§ **RECORD EXTRACTS**:
####

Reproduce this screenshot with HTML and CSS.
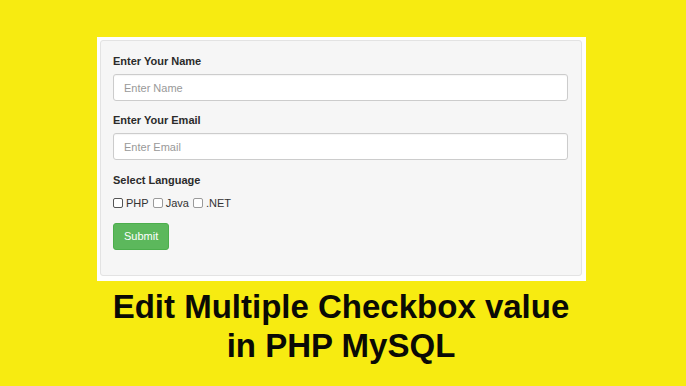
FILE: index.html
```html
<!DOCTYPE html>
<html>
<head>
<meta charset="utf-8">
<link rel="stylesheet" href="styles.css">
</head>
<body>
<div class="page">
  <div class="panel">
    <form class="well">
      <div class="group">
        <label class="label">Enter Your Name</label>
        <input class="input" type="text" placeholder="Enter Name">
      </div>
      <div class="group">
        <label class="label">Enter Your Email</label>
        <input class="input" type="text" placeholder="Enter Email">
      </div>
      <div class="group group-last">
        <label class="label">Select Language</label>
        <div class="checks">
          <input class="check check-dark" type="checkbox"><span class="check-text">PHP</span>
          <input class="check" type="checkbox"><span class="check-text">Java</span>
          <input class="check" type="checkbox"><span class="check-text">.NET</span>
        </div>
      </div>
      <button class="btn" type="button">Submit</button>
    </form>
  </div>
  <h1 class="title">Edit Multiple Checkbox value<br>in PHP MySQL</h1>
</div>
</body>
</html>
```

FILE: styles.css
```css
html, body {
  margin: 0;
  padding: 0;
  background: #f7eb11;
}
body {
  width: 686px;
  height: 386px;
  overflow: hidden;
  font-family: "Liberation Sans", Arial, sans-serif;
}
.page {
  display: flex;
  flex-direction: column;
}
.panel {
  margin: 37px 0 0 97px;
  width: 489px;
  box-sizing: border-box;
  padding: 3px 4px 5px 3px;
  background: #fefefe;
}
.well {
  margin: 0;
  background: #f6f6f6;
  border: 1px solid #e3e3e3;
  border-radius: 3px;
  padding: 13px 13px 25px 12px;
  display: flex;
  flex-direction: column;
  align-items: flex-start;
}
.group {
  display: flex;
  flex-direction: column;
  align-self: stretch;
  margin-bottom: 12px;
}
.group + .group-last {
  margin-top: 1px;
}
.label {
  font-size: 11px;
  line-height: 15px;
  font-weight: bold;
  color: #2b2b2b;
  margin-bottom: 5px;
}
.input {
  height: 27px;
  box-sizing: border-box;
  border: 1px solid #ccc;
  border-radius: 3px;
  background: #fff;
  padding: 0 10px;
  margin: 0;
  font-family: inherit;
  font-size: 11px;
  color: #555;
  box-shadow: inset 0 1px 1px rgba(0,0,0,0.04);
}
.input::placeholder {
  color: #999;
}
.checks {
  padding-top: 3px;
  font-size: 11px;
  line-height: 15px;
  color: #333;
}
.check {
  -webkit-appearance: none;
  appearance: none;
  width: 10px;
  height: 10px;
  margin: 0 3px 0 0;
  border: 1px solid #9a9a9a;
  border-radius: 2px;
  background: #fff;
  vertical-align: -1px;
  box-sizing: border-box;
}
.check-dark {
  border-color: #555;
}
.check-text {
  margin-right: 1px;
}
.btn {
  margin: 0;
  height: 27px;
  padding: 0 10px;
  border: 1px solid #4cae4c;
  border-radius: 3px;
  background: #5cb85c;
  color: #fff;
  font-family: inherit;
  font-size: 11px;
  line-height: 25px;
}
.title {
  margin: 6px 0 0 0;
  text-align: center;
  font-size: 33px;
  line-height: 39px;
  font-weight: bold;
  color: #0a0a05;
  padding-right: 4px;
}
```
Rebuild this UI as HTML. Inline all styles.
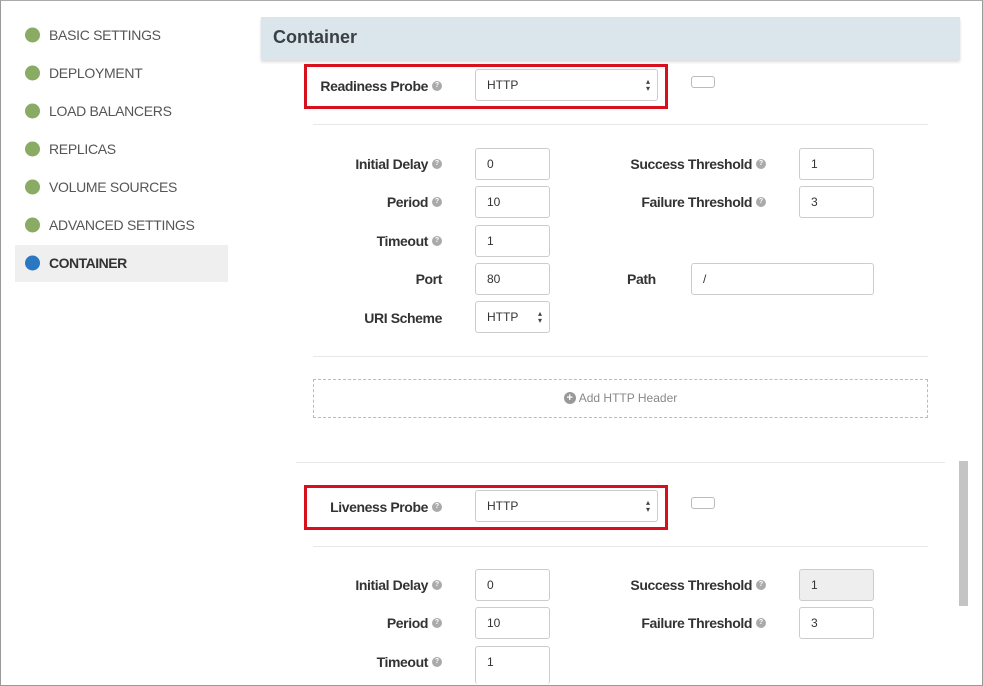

####

Reproduce all the entries that precede this task, word for word, minus any pictures.

Reproduce this screenshot with HTML and CSS.
FILE: index.html
```html
<!DOCTYPE html>
<html>
<head>
<meta charset="utf-8">
<link rel="stylesheet" href="styles.css">
</head>
<body>
<div class="page">
  <div class="panel">
    <form class="well">
      <div class="group">
        <label class="label">Enter Your Name</label>
        <input class="input" type="text" placeholder="Enter Name">
      </div>
      <div class="group">
        <label class="label">Enter Your Email</label>
        <input class="input" type="text" placeholder="Enter Email">
      </div>
      <div class="group group-last">
        <label class="label">Select Language</label>
        <div class="checks">
          <input class="check check-dark" type="checkbox"><span class="check-text">PHP</span>
          <input class="check" type="checkbox"><span class="check-text">Java</span>
          <input class="check" type="checkbox"><span class="check-text">.NET</span>
        </div>
      </div>
      <button class="btn" type="button">Submit</button>
    </form>
  </div>
  <h1 class="title">Edit Multiple Checkbox value<br>in PHP MySQL</h1>
</div>
</body>
</html>
```

FILE: styles.css
```css
html, body {
  margin: 0;
  padding: 0;
  background: #f7eb11;
}
body {
  width: 686px;
  height: 386px;
  overflow: hidden;
  font-family: "Liberation Sans", Arial, sans-serif;
}
.page {
  display: flex;
  flex-direction: column;
}
.panel {
  margin: 37px 0 0 97px;
  width: 489px;
  box-sizing: border-box;
  padding: 3px 4px 5px 3px;
  background: #fefefe;
}
.well {
  margin: 0;
  background: #f6f6f6;
  border: 1px solid #e3e3e3;
  border-radius: 3px;
  padding: 13px 13px 25px 12px;
  display: flex;
  flex-direction: column;
  align-items: flex-start;
}
.group {
  display: flex;
  flex-direction: column;
  align-self: stretch;
  margin-bottom: 12px;
}
.group + .group-last {
  margin-top: 1px;
}
.label {
  font-size: 11px;
  line-height: 15px;
  font-weight: bold;
  color: #2b2b2b;
  margin-bottom: 5px;
}
.input {
  height: 27px;
  box-sizing: border-box;
  border: 1px solid #ccc;
  border-radius: 3px;
  background: #fff;
  padding: 0 10px;
  margin: 0;
  font-family: inherit;
  font-size: 11px;
  color: #555;
  box-shadow: inset 0 1px 1px rgba(0,0,0,0.04);
}
.input::placeholder {
  color: #999;
}
.checks {
  padding-top: 3px;
  font-size: 11px;
  line-height: 15px;
  color: #333;
}
.check {
  -webkit-appearance: none;
  appearance: none;
  width: 10px;
  height: 10px;
  margin: 0 3px 0 0;
  border: 1px solid #9a9a9a;
  border-radius: 2px;
  background: #fff;
  vertical-align: -1px;
  box-sizing: border-box;
}
.check-dark {
  border-color: #555;
}
.check-text {
  margin-right: 1px;
}
.btn {
  margin: 0;
  height: 27px;
  padding: 0 10px;
  border: 1px solid #4cae4c;
  border-radius: 3px;
  background: #5cb85c;
  color: #fff;
  font-family: inherit;
  font-size: 11px;
  line-height: 25px;
}
.title {
  margin: 6px 0 0 0;
  text-align: center;
  font-size: 33px;
  line-height: 39px;
  font-weight: bold;
  color: #0a0a05;
  padding-right: 4px;
}
```
Rebuild this UI as HTML. Inline all styles.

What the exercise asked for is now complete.